For Douglas, this would be a natural extension for BioVentures. Working from an on-campus business incubator facility which itself is undergoing an expansion, Douglas patents intellectual capital developed at UAMS and finds developers able to take it to market. Because the research was done on public property, it belongs to the University of Arkansas system, but the researcher receives half the royalties while the system receives the other half.

Royalties now total a little more than $1 million per year, but a lot of products are still in the pipeline. Douglas said a rule of thumb is that the university should bring in 5 percent of its research expenditures – about $100 million per year.

BioVentures often sells its products to large companies, but part of its mission is to develop jobs locally like the ones that would be created at the research park.
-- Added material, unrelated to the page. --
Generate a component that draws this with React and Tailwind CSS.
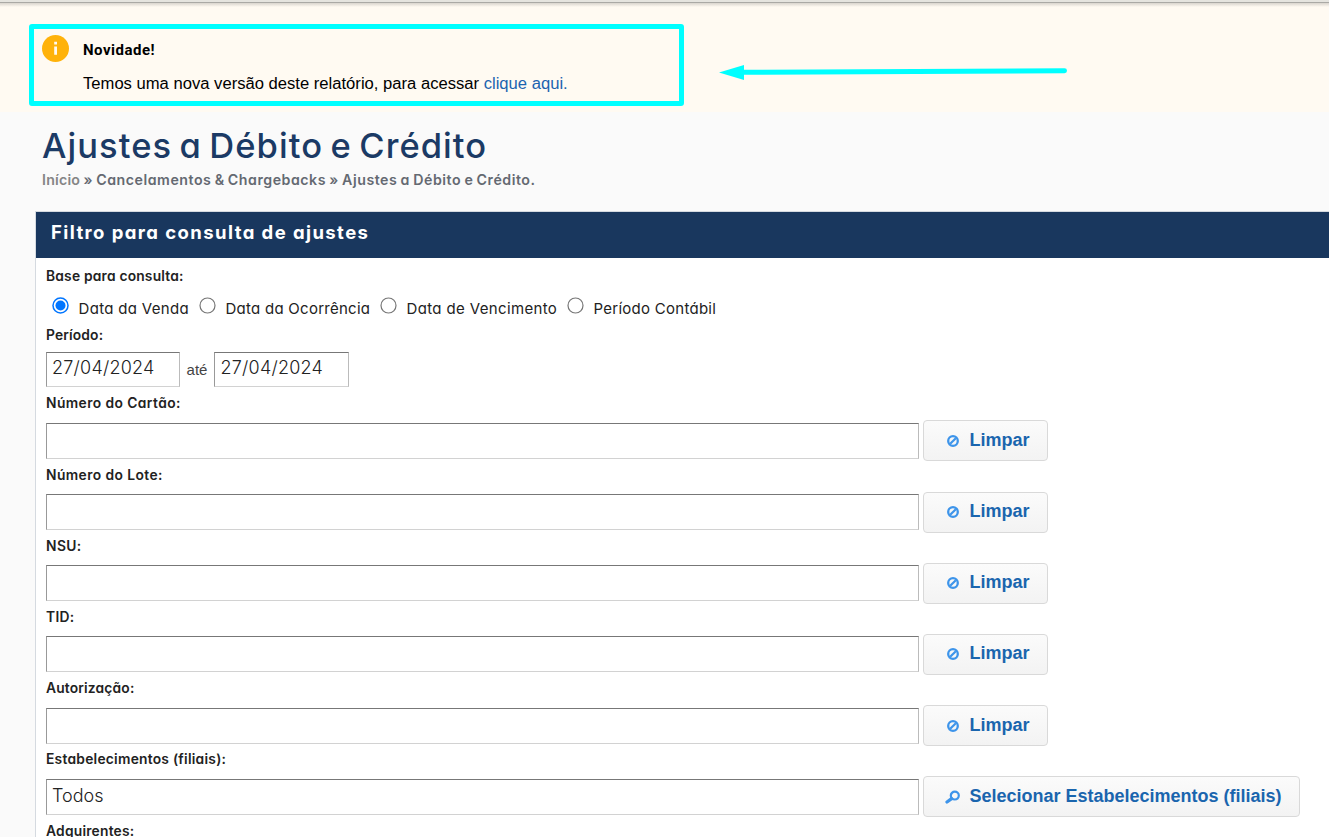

Douglas works with some of the region’s most important business leaders and often recruits retired businessmen who have networks of contacts. “I drag a lot of gray-hairs up here from Hot Springs that are tired of playing bridge and golf and want to spend a few days a week managing a small business,” he said.

So far, the company has started about 47 companies and is managing a portfolio of about 25 companies. It has generated a little more than 500 jobs in the central Arkansas area with a payroll of $26.5 million last year.

According to Douglas, obtaining patents is the key to making sure that the hard work of UAMS’s researchers eventually makes it to market. Without those patents, he said, the intellectual property would remain just that – intellectual. “Those would never be developed if we didn’t sort of capture the value in an intellectual asset, a patent, and then essentially sell that patent to a pharma company,” he said. “If they can’t control that asset, they won’t invest in it.”

That means he is in a never-ending race with his own researchers, who sometimes don’t think to contact him before publishing their work, which removes the opportunity to file for a patent. He walks the halls and attends department meetings to keep his finger on the researchers’ pulse and remind them of their academic duty to file a patent application for their work. Sometimes the race goes right to the finish line. Recently, UAMS’ copyright committee decided to move forward on patenting a discovery during a Friday afternoon meeting that ended at 3:30 p.m. Thirty minutes later they learned that the research would be published the following Monday. The manuscript was delivered to the patent attorney, and it was submitted as a provisional patent in time.

“The sacrosanct rule is we don’t delay publication at all,” he said. “Publication is the lifeline for these investigators, and we can’t get in the way of that. There is some stuff that gets published that we would have liked to have, and we just either didn’t get to it in time, or the investigator didn’t think it was important enough to tell us about it.”